If we allows ourselves to slow down a minute to pause, enjoy, contemplate Rodin’s Art it may remind us of life’s fleeting moments of a youthful romance, real or imagined. The interaction between the viewer and the work of Art is personal and a unique one. We don’t need to know so much about the work of Art to enjoy it. In fact, it might dampen one’s happy moment with it. Can we forget that The Kiss represents the two characters Paolo and Francesca, from Dante’s Divine Comedy? Can we allow the Rodin’s intellectual, sensual, occasionally provocative Art remind us of that maybe the busyness of life itself is the distraction and love is the opposite?
Nature and Antiquity are the two great sources of the life for an artist…
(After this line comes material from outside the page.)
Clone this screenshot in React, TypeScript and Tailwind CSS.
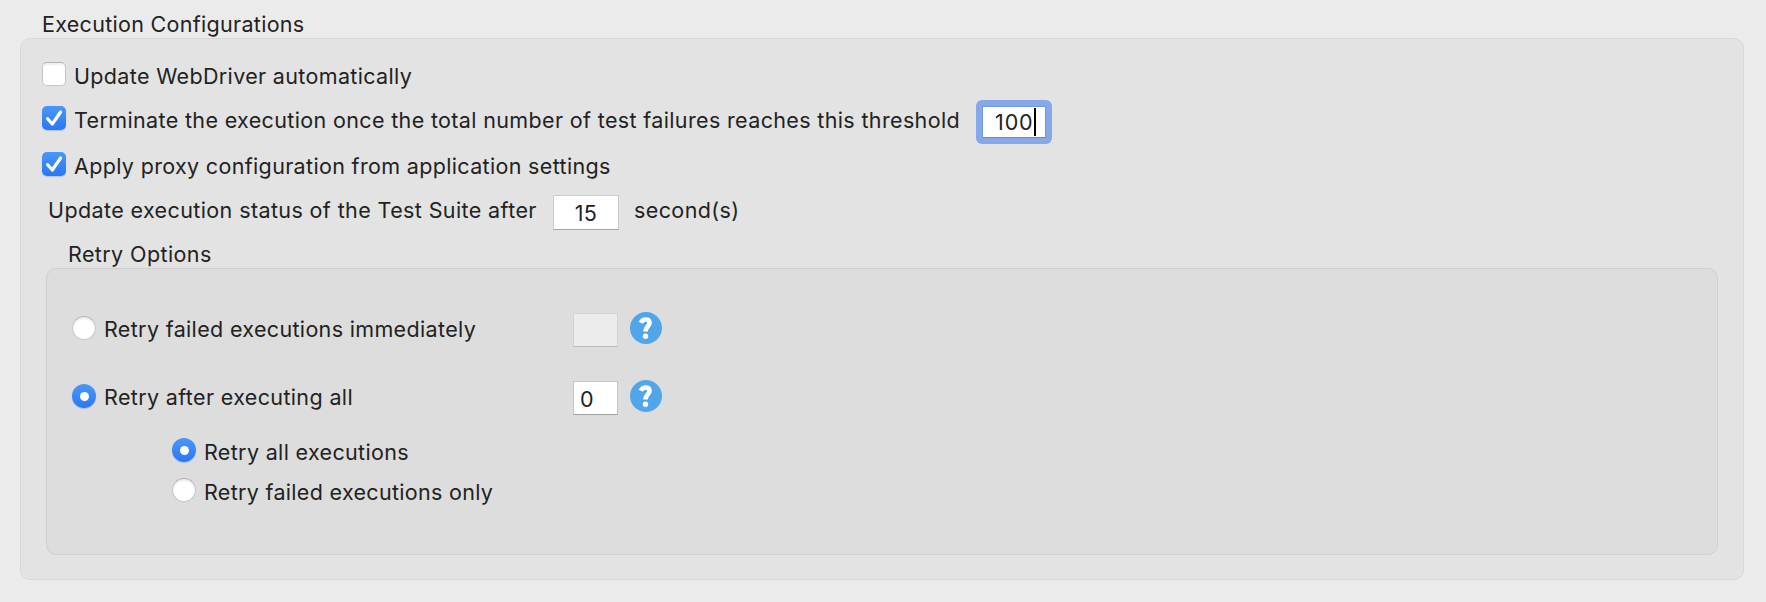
import type { ReactNode } from "react";

function Label({ children, className = "" }: { children: ReactNode; className?: string }) {
  return <span className={`block whitespace-nowrap ${className}`}>{children}</span>;
}

function Checkbox({ checked = false }: { checked?: boolean }) {
  if (!checked) {
    return (
      <span className="block size-6 shrink-0 rounded-[5px] border border-[#c6c6c6] border-t-[#b4b4b4] bg-white shadow-[inset_0_2px_2px_rgba(0,0,0,0.07)]" />
    );
  }
  return (
    <span className="block size-6 shrink-0 rounded-[5px] bg-linear-to-b from-[#4a97f8] to-[#2a77f4] shadow-[0_1px_1px_rgba(42,119,244,0.3)]">
      <svg viewBox="0 0 24 24" className="size-6" fill="none" stroke="#fff" strokeWidth="3.2" strokeLinecap="round" strokeLinejoin="round">
        <path d="M5.6 12.8 10.3 18 18.6 6" />
      </svg>
    </span>
  );
}

function Radio({ checked = false }: { checked?: boolean }) {
  if (!checked) {
    return (
      <span className="block size-6 shrink-0 rounded-full border border-[#c6c6c6] border-t-[#b0b0b0] bg-white shadow-[inset_0_2px_2px_rgba(0,0,0,0.08)]" />
    );
  }
  return (
    <span className="flex size-6 shrink-0 items-center justify-center rounded-full bg-linear-to-b from-[#4a97f8] to-[#2a77f4] shadow-[0_1px_1px_rgba(42,119,244,0.3)]">
      <span className="size-[9px] rounded-full bg-white" />
    </span>
  );
}

function Help() {
  return (
    <svg viewBox="0 0 32 32" className="ml-[12px] size-8 shrink-0">
      <circle cx="16" cy="16" r="16" fill="#50a6e8" />
      <path d="M10.8 10.8C11.8 8.6 13.4 7.5 15.6 7.5 18 7.5 19.5 8.8 19.5 10.9 19.5 14.2 15.5 14.6 15.5 19.6" fill="none" stroke="#fff" strokeWidth="4.7" />
      <circle cx="15.5" cy="24.2" r="2.7" fill="#fff" />
    </svg>
  );
}

export default function App() {
  return (
    <main className="flex h-[602px] w-[1766px] flex-col bg-[#ebebeb] pt-3 pl-5 font-['Inter',sans-serif] text-[21.5px] leading-6 tracking-[0.34px] text-[#222222]">
      <Label className="pl-[22px] tracking-[0.3px]">Execution Configurations</Label>
      <section className="mt-[2px] flex h-[542px] w-[1724px] flex-col rounded-[10px] border border-[#d8d8d8] bg-[#e3e3e3] pt-[23px] pl-[21px]">
        <div className="flex h-6 items-center">
          <Checkbox />
          <Label className="pt-[3px] pl-[8px]">Update WebDriver automatically</Label>
        </div>
        <div className="mt-[14px] flex h-11">
          <div className="pt-[6px]">
            <Checkbox checked />
          </div>
          <Label className="w-[910px] pt-2 pl-[8px] tracking-[0.355px]">Terminate the execution once the total number of test failures reaches this threshold</Label>
          <div className="h-11 w-19 shrink-0 rounded-[6px] bg-[#86a8e8] p-[6px]">
            <div className="flex h-8 w-16 items-center border border-[#7199e2] border-b-[#6a8bcb] bg-white pl-[12px]">
              <span className="w-[39px] tracking-[0.9px]">100</span>
              <span className="h-7 w-[2px] shrink-0 bg-black" />
            </div>
          </div>
        </div>
        <div className="mt-2 flex h-6 items-center">
          <Checkbox checked />
          <Label className="pt-[4px] pl-[8px]">Apply proxy configuration from application settings</Label>
        </div>
        <div className="mt-[19px] flex h-[35px] pl-[6px]">
          <Label className="w-[505px] pt-[3px] tracking-[0.39px]">Update execution status of the Test Suite after</Label>
          <div className="flex h-[35px] w-[66px] items-center justify-center border border-[#cccccc] border-b-[#a6a6a6] bg-white">15</div>
          <Label className="pt-[3px] pl-[15px] tracking-[0.4px]">second(s)</Label>
        </div>
        <Label className="mt-[12px] pl-[26px] tracking-[0.4px]">Retry Options</Label>
        <div className="mt-[2px] ml-1 flex h-[287px] w-[1672px] flex-col rounded-[10px] border border-[#cfcfcf] bg-[#dddddd] pt-[43px] pl-[25px]">
          <div className="flex h-8 items-center">
            <Radio />
            <Label className="w-[477px] pt-[2px] pl-[8px]">Retry failed executions immediately</Label>
            <div className="mt-[4px] h-[34px] w-[45px] shrink-0 border border-[#d3d3d3] border-b-[#bcbcbc] bg-[#ececec]" />
            <Help />
          </div>
          <div className="mt-9 flex h-8 items-center">
            <Radio checked />
            <Label className="w-[477px] pt-[2px] pl-[8px] tracking-[0.36px]">Retry after executing all</Label>
            <div className="mt-[4px] flex h-[34px] w-[45px] shrink-0 items-center border border-[#c6c6c6] border-b-[#a0a0a0] bg-white pt-[1px] pl-[6px]">0</div>
            <Help />
          </div>
          <div className="mt-[26px] flex flex-col gap-4 pl-[100px]">
            <div className="flex h-6 items-center">
              <Radio checked />
              <Label className="pt-[3px] pl-[8px]">Retry all executions</Label>
            </div>
            <div className="flex h-6 items-center">
              <Radio />
              <Label className="pt-[3px] pl-[8px] tracking-[0.31px]">Retry failed executions only</Label>
            </div>
          </div>
        </div>
      </section>
    </main>
  );
}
Take delight in the now; the elegantly coiffed gardens that Rodin had placed his sculptures in 1908. Originally, the garden was over grown. His bronze sculptures’ patinas are now cleaned and maintained. The gardens are divided into three; rose garden, an ornamental garden, and a cleverly concealed relaxation area that is tucked discreetly behind a trellis. The garden is a lovely way to experience his sculptures in nature.
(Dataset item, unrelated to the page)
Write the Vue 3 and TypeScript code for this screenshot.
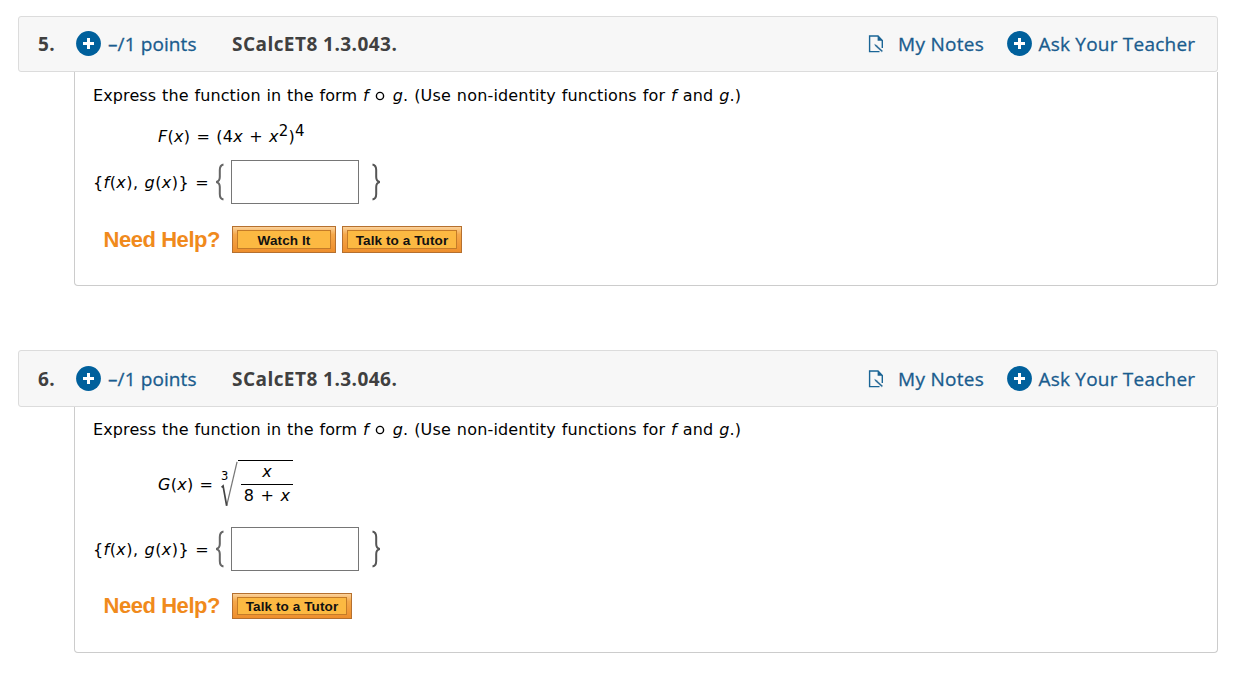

Imagine the multitude of minds, hearts, and spirit that went into creating all of this - encompassing environment over centuries of time - this fantastic beacon of Art, Architecture and Landscape Design.
Following the Rodin, I crossed over the Pont de la Concorde to the right bank and walked through the Tuileries Gardens - one of my favorite places - along with millions of visitors the gardens receive annually. I veer off at the Louvre, to experience again Daniel Buren’s Les Deux Plateaux at Jardin du Palais Royal. I can’t help but to think of Audrey Hepburn as Regina Lampert in the movie Charade where confrontation with villainous Carson Dyle takes place at the colonnade.
The Biennale des Antiquaires is a enough reason alone to go to Paris. This year marked the twenty-eight biennale held in the Grand Palais, consisting of one hundred and twenty-five exhibitors from fourteen different countries, united with their love for Art and all things beautiful. The scenography was created by Nathalie Crinère. This was the first time that the Biennale included special exhibitions from the State Hermitage Museum, St Peterburg, Le Mobilier National, Paris and La Fondation de la Haute Horlogerie, Genève.
There was so much beauty to take in; Art, antiques, furniture. Each exhibitor graced the walls of their vignettes with such beauty one with exquisite boiseries-coated walls. To narrow it down to a work of Art that captured my attention is unfair. However, since I have a weakness for hand-woven textiles, I will mention one: a diptych of a Neo-Classic Male and Female Design, hand-woven by John Eric Riis at Galerie Chevalier. John is considered America’s leading tapestry artist. The tapestry is made of cotton, silk, metallic thread, and crystal beads. Each tapestry measures 5’ - 9” high by 4” -3”. It was completed in 2014. It is classical in theme that has a contemporary feel in it’s color scheme, scale and approach. The added beading is distinctive, unusual and as an unexpected surprise gives it fresh feel.
A meeting at Lelievre
Here I met with the great grandson of the founder, Emmanuel Lelievre. Lelievre is one hundred and two years old. In France, I like how they marry the past with the present and an eye for the future. Lelievre is no exception. In 1997, it acquired Tassinari & Chatel established in 1680. At their archives, I was treated to a presentation of sumptuous historical document fabrics one after another, including hand-woven fabrics that were made for the restoration at Versailles stunning brocades made of gold and silver, a lampas commissioned by the house of Jansen in 1963 for the Kennedy’s, at the White House, and a velvet for the Throne Room at the Royal Palace of Madrid. Lelievre has two hand weavers of the only about four or five hand weavers who remain in France. It takes ten years to train new hand weavers and it is labor intensive. A school has been created to train new hand weavers in hopes of growing hand weaving industry again, which is optimistic yet, plausible. I think there’s something in the human spirit that needs to do this - to make beautiful things. There does seem to be an resurgence of handmade, hand-crafted, and when it’s French, it is usually the creme de la creme of quality. Lelievre also has other lines such as its collaboration with Jean Paul Gaultier since 2012. They have developed four collections of fabrics and accessories. In 2017 they will launch their first wallpaper with the name ‘Jean Paul Gaultier by Lelievre.’
Before I left Paris for London, I stopped by the Ritz for a cup of tea with a friend and even though it was almost painfully hot, we enjoyed the tea outside on the terrace. The hotel recently reopened after being shut for four years for renovation. The firm of Thierry W. Despont was the designer who was brought on. While the renovation was necessary in terms of technology; plumbing and air conditioning. the decor was gently updated.
Paris is simultaneously an old and new city that honors the history and beauty of its historic buildings, making them comfortable for the Twenty-First century and embracing the future with an artful approach to preparedness and optimism.